--- EXCERPTED RECORDS ---
_____

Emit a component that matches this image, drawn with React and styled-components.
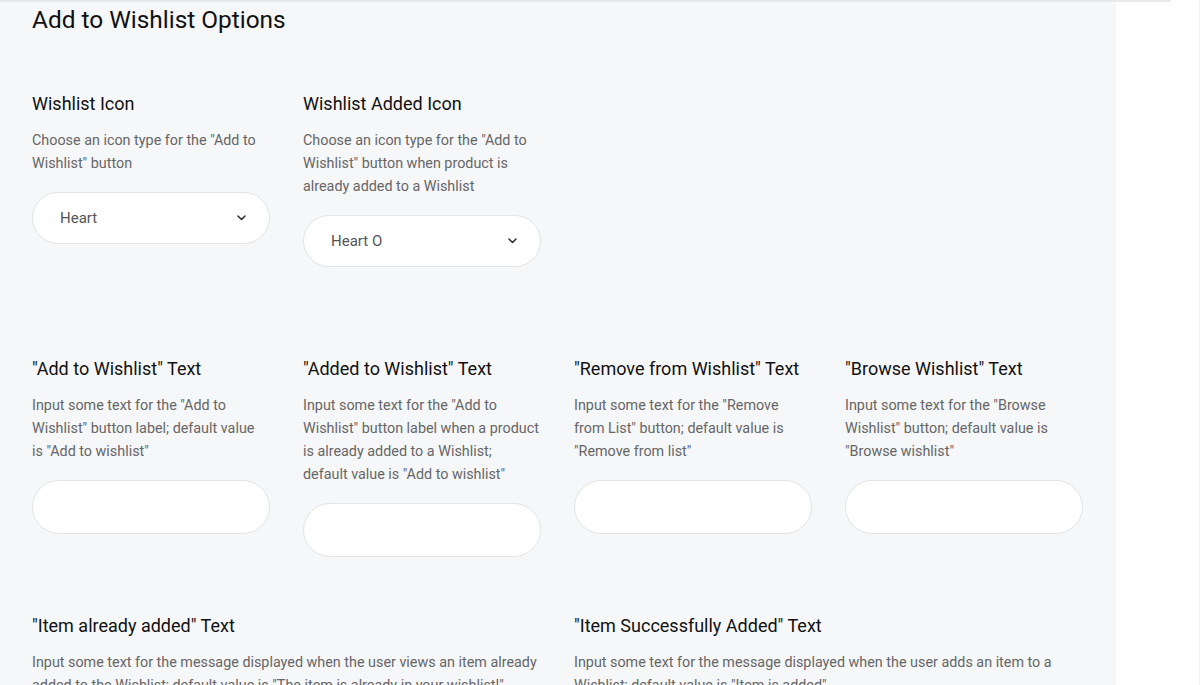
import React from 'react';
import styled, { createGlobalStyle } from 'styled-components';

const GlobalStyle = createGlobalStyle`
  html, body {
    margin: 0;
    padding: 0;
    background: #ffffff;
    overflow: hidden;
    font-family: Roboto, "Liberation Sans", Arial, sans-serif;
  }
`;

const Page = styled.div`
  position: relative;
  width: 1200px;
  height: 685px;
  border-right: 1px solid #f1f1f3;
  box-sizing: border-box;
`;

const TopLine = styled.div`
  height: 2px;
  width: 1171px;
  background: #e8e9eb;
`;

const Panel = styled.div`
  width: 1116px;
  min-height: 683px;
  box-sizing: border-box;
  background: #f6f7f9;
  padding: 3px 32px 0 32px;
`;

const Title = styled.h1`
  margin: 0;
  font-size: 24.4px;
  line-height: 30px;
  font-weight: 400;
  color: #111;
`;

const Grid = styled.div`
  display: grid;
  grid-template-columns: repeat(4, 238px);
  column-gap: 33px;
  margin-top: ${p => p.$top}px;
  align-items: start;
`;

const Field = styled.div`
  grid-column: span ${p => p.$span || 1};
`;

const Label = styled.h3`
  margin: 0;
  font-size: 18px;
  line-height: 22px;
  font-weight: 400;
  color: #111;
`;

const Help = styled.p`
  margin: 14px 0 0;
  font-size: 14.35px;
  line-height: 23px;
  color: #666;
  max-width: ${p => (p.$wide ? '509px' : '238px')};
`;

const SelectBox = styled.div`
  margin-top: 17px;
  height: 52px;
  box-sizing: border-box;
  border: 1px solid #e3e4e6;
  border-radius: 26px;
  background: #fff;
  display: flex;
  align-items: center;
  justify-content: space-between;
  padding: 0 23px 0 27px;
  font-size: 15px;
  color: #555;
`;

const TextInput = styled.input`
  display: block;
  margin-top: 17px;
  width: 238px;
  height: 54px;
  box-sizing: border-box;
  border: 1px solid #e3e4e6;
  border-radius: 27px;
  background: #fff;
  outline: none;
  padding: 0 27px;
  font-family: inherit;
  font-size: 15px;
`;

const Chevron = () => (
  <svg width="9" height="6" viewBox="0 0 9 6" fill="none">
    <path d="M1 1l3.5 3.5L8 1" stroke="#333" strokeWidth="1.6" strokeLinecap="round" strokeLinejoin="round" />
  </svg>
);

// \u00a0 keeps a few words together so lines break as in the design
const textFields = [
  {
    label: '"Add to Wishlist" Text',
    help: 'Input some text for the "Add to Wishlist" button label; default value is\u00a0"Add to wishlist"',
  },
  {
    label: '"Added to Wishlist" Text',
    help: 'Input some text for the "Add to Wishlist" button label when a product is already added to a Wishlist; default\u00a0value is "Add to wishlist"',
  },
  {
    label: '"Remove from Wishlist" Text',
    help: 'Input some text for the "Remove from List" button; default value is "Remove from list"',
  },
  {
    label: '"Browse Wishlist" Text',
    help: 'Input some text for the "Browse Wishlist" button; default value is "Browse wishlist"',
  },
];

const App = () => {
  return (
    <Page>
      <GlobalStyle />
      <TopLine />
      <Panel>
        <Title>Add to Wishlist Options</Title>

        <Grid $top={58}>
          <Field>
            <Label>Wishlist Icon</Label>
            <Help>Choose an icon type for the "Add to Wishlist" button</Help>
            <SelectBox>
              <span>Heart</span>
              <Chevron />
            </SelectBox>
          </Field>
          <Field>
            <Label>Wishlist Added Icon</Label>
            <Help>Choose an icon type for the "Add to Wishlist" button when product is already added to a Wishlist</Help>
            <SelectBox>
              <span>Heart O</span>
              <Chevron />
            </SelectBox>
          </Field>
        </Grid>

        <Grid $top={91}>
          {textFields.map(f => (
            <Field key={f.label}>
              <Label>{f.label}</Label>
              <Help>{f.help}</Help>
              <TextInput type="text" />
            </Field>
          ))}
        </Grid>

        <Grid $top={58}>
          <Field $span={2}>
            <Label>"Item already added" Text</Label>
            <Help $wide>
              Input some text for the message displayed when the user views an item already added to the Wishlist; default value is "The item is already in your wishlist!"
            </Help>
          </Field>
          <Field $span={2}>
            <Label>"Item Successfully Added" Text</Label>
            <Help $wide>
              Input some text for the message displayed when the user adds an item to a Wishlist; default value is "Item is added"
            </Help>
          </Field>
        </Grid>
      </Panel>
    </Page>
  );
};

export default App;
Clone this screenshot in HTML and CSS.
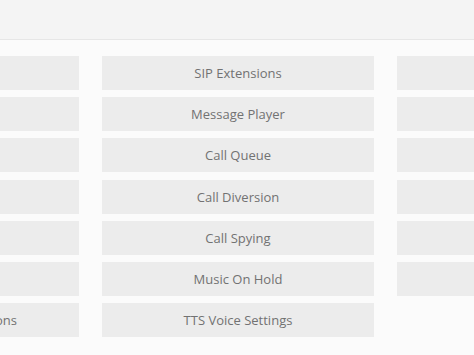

_____

--- INSTRUCTIONS TO FOLLOW ---
Your task is to set down the records shown above exactly, minus any pictures.

--- FINAL RESULT ---
Emit a component that matches this image, drawn with React and styled-components.
import React from 'react';
import styled, { createGlobalStyle } from 'styled-components';

const GlobalStyle = createGlobalStyle`
  html, body {
    margin: 0;
    padding: 0;
    background: #ffffff;
    overflow: hidden;
    font-family: Roboto, "Liberation Sans", Arial, sans-serif;
  }
`;

const Page = styled.div`
  position: relative;
  width: 1200px;
  height: 685px;
  border-right: 1px solid #f1f1f3;
  box-sizing: border-box;
`;

const TopLine = styled.div`
  height: 2px;
  width: 1171px;
  background: #e8e9eb;
`;

const Panel = styled.div`
  width: 1116px;
  min-height: 683px;
  box-sizing: border-box;
  background: #f6f7f9;
  padding: 3px 32px 0 32px;
`;

const Title = styled.h1`
  margin: 0;
  font-size: 24.4px;
  line-height: 30px;
  font-weight: 400;
  color: #111;
`;

const Grid = styled.div`
  display: grid;
  grid-template-columns: repeat(4, 238px);
  column-gap: 33px;
  margin-top: ${p => p.$top}px;
  align-items: start;
`;

const Field = styled.div`
  grid-column: span ${p => p.$span || 1};
`;

const Label = styled.h3`
  margin: 0;
  font-size: 18px;
  line-height: 22px;
  font-weight: 400;
  color: #111;
`;

const Help = styled.p`
  margin: 14px 0 0;
  font-size: 14.35px;
  line-height: 23px;
  color: #666;
  max-width: ${p => (p.$wide ? '509px' : '238px')};
`;

const SelectBox = styled.div`
  margin-top: 17px;
  height: 52px;
  box-sizing: border-box;
  border: 1px solid #e3e4e6;
  border-radius: 26px;
  background: #fff;
  display: flex;
  align-items: center;
  justify-content: space-between;
  padding: 0 23px 0 27px;
  font-size: 15px;
  color: #555;
`;

const TextInput = styled.input`
  display: block;
  margin-top: 17px;
  width: 238px;
  height: 54px;
  box-sizing: border-box;
  border: 1px solid #e3e4e6;
  border-radius: 27px;
  background: #fff;
  outline: none;
  padding: 0 27px;
  font-family: inherit;
  font-size: 15px;
`;

const Chevron = () => (
  <svg width="9" height="6" viewBox="0 0 9 6" fill="none">
    <path d="M1 1l3.5 3.5L8 1" stroke="#333" strokeWidth="1.6" strokeLinecap="round" strokeLinejoin="round" />
  </svg>
);

// \u00a0 keeps a few words together so lines break as in the design
const textFields = [
  {
    label: '"Add to Wishlist" Text',
    help: 'Input some text for the "Add to Wishlist" button label; default value is\u00a0"Add to wishlist"',
  },
  {
    label: '"Added to Wishlist" Text',
    help: 'Input some text for the "Add to Wishlist" button label when a product is already added to a Wishlist; default\u00a0value is "Add to wishlist"',
  },
  {
    label: '"Remove from Wishlist" Text',
    help: 'Input some text for the "Remove from List" button; default value is "Remove from list"',
  },
  {
    label: '"Browse Wishlist" Text',
    help: 'Input some text for the "Browse Wishlist" button; default value is "Browse wishlist"',
  },
];

const App = () => {
  return (
    <Page>
      <GlobalStyle />
      <TopLine />
      <Panel>
        <Title>Add to Wishlist Options</Title>

        <Grid $top={58}>
          <Field>
            <Label>Wishlist Icon</Label>
            <Help>Choose an icon type for the "Add to Wishlist" button</Help>
            <SelectBox>
              <span>Heart</span>
              <Chevron />
            </SelectBox>
          </Field>
          <Field>
            <Label>Wishlist Added Icon</Label>
            <Help>Choose an icon type for the "Add to Wishlist" button when product is already added to a Wishlist</Help>
            <SelectBox>
              <span>Heart O</span>
              <Chevron />
            </SelectBox>
          </Field>
        </Grid>

        <Grid $top={91}>
          {textFields.map(f => (
            <Field key={f.label}>
              <Label>{f.label}</Label>
              <Help>{f.help}</Help>
              <TextInput type="text" />
            </Field>
          ))}
        </Grid>

        <Grid $top={58}>
          <Field $span={2}>
            <Label>"Item already added" Text</Label>
            <Help $wide>
              Input some text for the message displayed when the user views an item already added to the Wishlist; default value is "The item is already in your wishlist!"
            </Help>
          </Field>
          <Field $span={2}>
            <Label>"Item Successfully Added" Text</Label>
            <Help $wide>
              Input some text for the message displayed when the user adds an item to a Wishlist; default value is "Item is added"
            </Help>
          </Field>
        </Grid>
      </Panel>
    </Page>
  );
};

export default App;
Clone this screenshot in HTML and CSS.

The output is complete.